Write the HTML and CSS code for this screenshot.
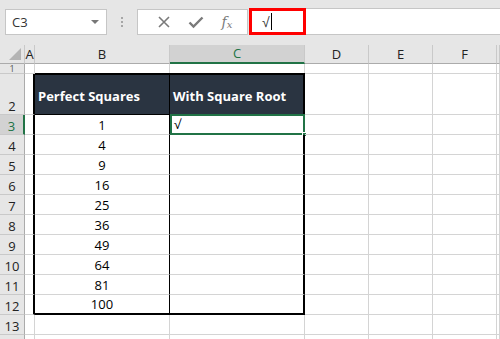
FILE: index.html
```html
<!DOCTYPE html>
<html>
<head>
<meta charset="utf-8">
<link rel="stylesheet" href="styles.css">
</head>
<body>
<div class="toolbar">
  <div class="namebox"><span>C3</span><span class="caret"></span></div>
  <div class="grip"><i></i><i></i><i></i></div>
  <div class="fbtns">
    <svg width="14" height="14" viewBox="0 0 14 14"><path d="M2 2 L12 12 M12 2 L2 12" stroke="#7a7a7a" stroke-width="1.6" fill="none"/></svg>
    <svg width="16" height="14" viewBox="0 0 16 14"><path d="M1.5 7.5 L5.5 11.5 L14.5 2.5" stroke="#7a7a7a" stroke-width="2.4" fill="none"/></svg>
    <span class="fx">f<sub>x</sub></span>
  </div>
  <div class="finput"><div class="fcell"><span class="sq">√</span><span class="cursor"></span></div></div>
</div>
<div class="sheet">
  <div class="corner"><span class="tri"></span></div>
  <div class="ch">A</div><div class="ch">B</div><div class="ch sel">C</div><div class="ch">D</div><div class="ch">E</div><div class="ch">F</div><div class="ch"></div>

  <div class="rh r1">1</div><div class="c"></div><div class="c"></div><div class="c"></div><div class="c"></div><div class="c"></div><div class="c"></div><div class="c"></div>

  <div class="rh">2</div><div class="c lb"></div><div class="c hd hb">Perfect Squares</div><div class="c hd hc">With Square Root</div><div class="c"></div><div class="c"></div><div class="c"></div><div class="c"></div>

  <div class="rh sel">3</div><div class="c lb"></div><div class="c b">1</div><div class="c cc selc">√<span class="handle"></span></div><div class="c"></div><div class="c"></div><div class="c"></div><div class="c"></div>
  <div class="rh">4</div><div class="c lb"></div><div class="c b">4</div><div class="c cc"></div><div class="c"></div><div class="c"></div><div class="c"></div><div class="c"></div>
  <div class="rh">5</div><div class="c lb"></div><div class="c b">9</div><div class="c cc"></div><div class="c"></div><div class="c"></div><div class="c"></div><div class="c"></div>
  <div class="rh">6</div><div class="c lb"></div><div class="c b">16</div><div class="c cc"></div><div class="c"></div><div class="c"></div><div class="c"></div><div class="c"></div>
  <div class="rh">7</div><div class="c lb"></div><div class="c b">25</div><div class="c cc"></div><div class="c"></div><div class="c"></div><div class="c"></div><div class="c"></div>
  <div class="rh">8</div><div class="c lb"></div><div class="c b">36</div><div class="c cc"></div><div class="c"></div><div class="c"></div><div class="c"></div><div class="c"></div>
  <div class="rh">9</div><div class="c lb"></div><div class="c b">49</div><div class="c cc"></div><div class="c"></div><div class="c"></div><div class="c"></div><div class="c"></div>
  <div class="rh">10</div><div class="c lb"></div><div class="c b">64</div><div class="c cc"></div><div class="c"></div><div class="c"></div><div class="c"></div><div class="c"></div>
  <div class="rh">11</div><div class="c lb"></div><div class="c b">81</div><div class="c cc"></div><div class="c"></div><div class="c"></div><div class="c"></div><div class="c"></div>
  <div class="rh">12</div><div class="c lb"></div><div class="c b last">100</div><div class="c cc last"></div><div class="c"></div><div class="c"></div><div class="c"></div><div class="c"></div>

  <div class="rh">13</div><div class="c"></div><div class="c"></div><div class="c"></div><div class="c"></div><div class="c"></div><div class="c"></div><div class="c"></div>
  <div class="rh"></div><div class="c"></div><div class="c"></div><div class="c"></div><div class="c"></div><div class="c"></div><div class="c"></div><div class="c"></div>
</div>
</body>
</html>
```
FILE: styles.css
```css
* { box-sizing: border-box; }
html, body { margin: 0; padding: 0; }
body {
  width: 500px;
  height: 339px;
  overflow: hidden;
  background: #fff;
  font-family: "Open Sans", "Noto Sans", sans-serif;
}
.toolbar {
  height: 45px;
  background: #e6e6e6;
  display: flex;
  align-items: flex-start;
  padding: 9px 0 0 5px;
}
.namebox {
  width: 102px;
  height: 26px;
  background: #fff;
  border: 1px solid #c6c6c6;
  display: flex;
  align-items: center;
  justify-content: space-between;
  padding: 0 6px 0 6px;
  font-size: 13px;
  color: #333;
}
.caret {
  width: 0; height: 0;
  border-left: 4px solid transparent;
  border-right: 4px solid transparent;
  border-top: 4px solid #777;
  margin-right: 1px;
}
.grip {
  width: 30px;
  height: 26px;
  display: flex;
  flex-direction: column;
  align-items: center;
  justify-content: center;
  gap: 2px;
}
.grip i {
  width: 2px; height: 2px; background: #a6a6a6; display: block;
}
.fbtns {
  width: 111px;
  height: 26px;
  background: #fff;
  border: 1px solid #c6c6c6;
  display: flex;
  align-items: center;
  justify-content: space-around;
  padding: 0 6px 0 10px;
}
.fx {
  font-family: "DejaVu Serif", "Liberation Serif", serif;
  font-style: italic;
  font-size: 14px;
  color: #7a7a7a;
  line-height: 1;
}
.fx sub { font-size: 10px; vertical-align: -1px; }
.finput {
  flex: 1;
  margin-left: 2px;
  background: #fff;
  border-top: 1px solid #c6c6c6;
  border-bottom: 1px solid #c6c6c6;
  margin-top: -1px;
  height: 27px;
}
.fcell {
  width: 57px;
  height: 27px;
  border: 3px solid #ff0000;
  margin-top: -1px;
  margin-left: -1px;
  display: flex;
  align-items: center;
  padding-left: 10px;
  font-family: "Liberation Sans", sans-serif;
  font-size: 14px;
  color: #333;
}
.cursor {
  width: 1px; height: 17px; background: #000; margin-left: 1px;
}
.sheet {
  display: grid;
  grid-template-columns: 25px 10px 135px 135px 64px 64px 64px 1fr;
  grid-template-rows: 19px 10px 41px repeat(12, 20px);
}
.corner, .ch, .rh {
  background: #e6e6e6;
  color: #222;
  font-size: 13px;
}
.corner {
  border-right: 1px solid #c9c9c9;
  border-bottom: 1px solid #ababab;
  position: relative;
}
.tri {
  position: absolute;
  right: 3px; bottom: 3px;
  width: 0; height: 0;
  border-left: 12px solid transparent;
  border-bottom: 12px solid #b4b4b4;
}
.ch {
  border-right: 1px solid #c9c9c9;
  border-bottom: 1px solid #ababab;
  display: flex;
  align-items: center;
  justify-content: center;
  line-height: 1;
}
.ch.sel {
  background: #d2d2d2;
  color: #217346;
  border-bottom: 2px solid #217346;
}
.rh {
  border-right: 1px solid #ababab;
  border-bottom: 1px solid #c9c9c9;
  display: flex;
  align-items: flex-end;
  justify-content: center;
  padding-bottom: 1px;
  line-height: 1;
}
.rh.r1 { align-items: center; padding: 0; font-size: 9px; line-height: 9px; color: #555; }
.rh.sel {
  background: #d2d2d2;
  color: #217346;
  border-right: 2px solid #217346;
}
.c {
  border-right: 1px solid #d4d4d4;
  border-bottom: 1px solid #d4d4d4;
  font-family: "Open Sans", "Liberation Sans", sans-serif;
  font-size: 13px;
  color: #000;
  display: flex;
  align-items: flex-end;
  line-height: 1;
  padding-bottom: 2px;
  position: relative;
}
.c.lb { border-right: 2px solid #000; }
.hd {
  background: #2a3441;
  color: #fff;
  font-weight: 700;
  border-top: 2px solid #000;
  border-bottom: 1px solid #000;
  margin-top: -1px;
  padding-left: 3px;
  padding-bottom: 11px;
}
.hb { border-right: 1px solid #000; }
.hc { border-right: 2px solid #000; }
.b {
  justify-content: center;
  border-right: 1px solid #000;
}
.cc { border-right: 2px solid #000; }
.last { border-bottom: 2px solid #000; }
.selc {
  border: 2px solid #217346;
  margin-top: -1px;
  padding-left: 2px;
}
.handle {
  position: absolute;
  right: -4px; bottom: -4px;
  width: 5px; height: 5px;
  background: #217346;
  border: 1px solid #fff;
}
```
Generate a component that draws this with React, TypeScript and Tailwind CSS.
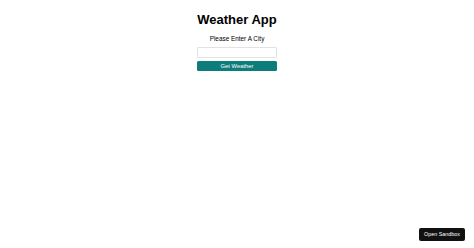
export default function App() {
  return (
    <div className="relative min-h-[248px] w-full bg-white font-['Liberation_Sans',Arial,sans-serif]">
      <div className="flex flex-col items-center pt-[12px]">
        <h1 className="text-[13px] font-bold leading-[15px] text-black">Weather App</h1>
        <p className="mt-[8px] text-[6.4px] leading-[8px] text-black">Please Enter A City</p>
        <input
          type="text"
          className="mt-[4px] h-[11px] w-[80px] rounded-[1px] border border-[#e2e2e2] bg-white"
        />
        <button className="mt-[3px] h-[10px] w-[80px] rounded-[1.5px] bg-[#0e7c7b] text-[5.8px] leading-[10px] text-white">
          Get Weather
        </button>
      </div>
      <button className="absolute bottom-[7px] right-[9px] h-[13px] rounded-[2px] bg-[#111111] px-[5px] text-[5.4px] leading-[13px] text-white">
        Open Sandbox
      </button>
    </div>
  );
}
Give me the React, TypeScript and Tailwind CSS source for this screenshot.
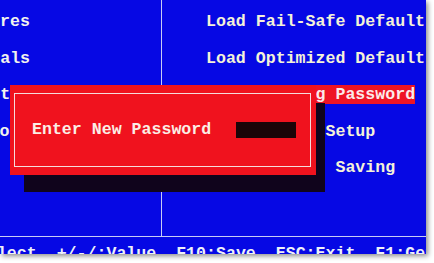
const leftItems = [
  { label: "Advanced Chipset Features", shift: "-ml-[219px]" },
  { label: "Integrated Peripherals", shift: "-ml-[189px]" },
  { label: "Power Management Setup", shift: "-ml-[189px]" },
  { label: "PnP/PCI Configurations", shift: "-ml-[90px]" },
  { label: "PC Health Status", shift: "-ml-[200px]" },
]

const rightItems = [
  { label: "Load Fail-Safe Defaults", active: false },
  { label: "Load Optimized Defaults", active: false },
  { label: "Set Changing Password", active: true },
  { label: "Save & Exit Setup", active: false },
  { label: "Exit Without Saving", active: false },
]

export default function App() {
  return (
    <div className="w-[434px] h-[263px] bg-white overflow-hidden">
      {/* BIOS screen */}
      <div className="relative w-[426px] h-[254px] bg-[#0608e4] overflow-hidden shadow-[2px_2px_5px_rgba(0,0,0,0.45)] font-['Liberation_Mono',monospace] font-bold text-[16.6px] leading-[16px] whitespace-pre">
        <div className="flex h-[237px] border-b-[1.5px] border-[#c8ccf4]">
          <div className="w-[162px] shrink-0 border-r-[1.5px] border-[#c8ccf4] overflow-hidden flex flex-col pt-[14px] gap-[20.5px] text-[#f2f2ee]">
            {leftItems.map((item) => (
              <div key={item.label} className={`h-[16px] ${item.shift}`}>
                {item.label}
              </div>
            ))}
          </div>
          <div className="flex-1 flex flex-col pt-[14px] pl-[44px] gap-[20.5px] text-[#f4f2d8]">
            {rightItems.map((item) => (
              <div key={item.label} className="h-[16px]">
                <span className={item.active ? "bg-[#ee1424] text-[#fbeaea]" : ""}>{item.label}</span>
              </div>
            ))}
          </div>
        </div>
        <div className="pt-[9px] -ml-[23px] text-[#eef0f8]">
          {"Select  +/-/:Value  F10:Save  ESC:Exit  F1:General Help"}
        </div>

        {/* dialog shadow */}
        <div className="absolute left-[24px] top-[103px] w-[301px] h-[89px] bg-[#10041c]" />

        {/* password dialog */}
        <div className="absolute left-[10px] top-[85px] w-[306px] h-[90px] bg-[#f0121e] pt-[8px] pr-[5px] pb-[8px] pl-[4px]">
          <div className="h-full border-[1.5px] border-[#f6dcdc] flex items-center pl-[17px] gap-[25px]">
            <span className="text-[#fbeee6]">Enter New Password</span>
            <div className="w-[60px] h-[16px] bg-[#1c0408]" />
          </div>
        </div>
      </div>
    </div>
  )
}
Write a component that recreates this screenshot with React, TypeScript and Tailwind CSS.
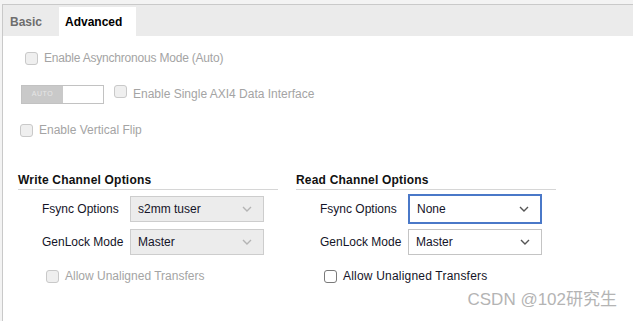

* * * * * * * * *

## [Goal]
Review the material and copy each line in which the word "this" appears.

## [Result below]
Write the HTML and CSS code for this screenshot.
Generate a component that draws this with React, TypeScript and Tailwind CSS.
Give me the React, TypeScript and Tailwind CSS source for this screenshot.
Write a component that recreates this screenshot with React, TypeScript and Tailwind CSS.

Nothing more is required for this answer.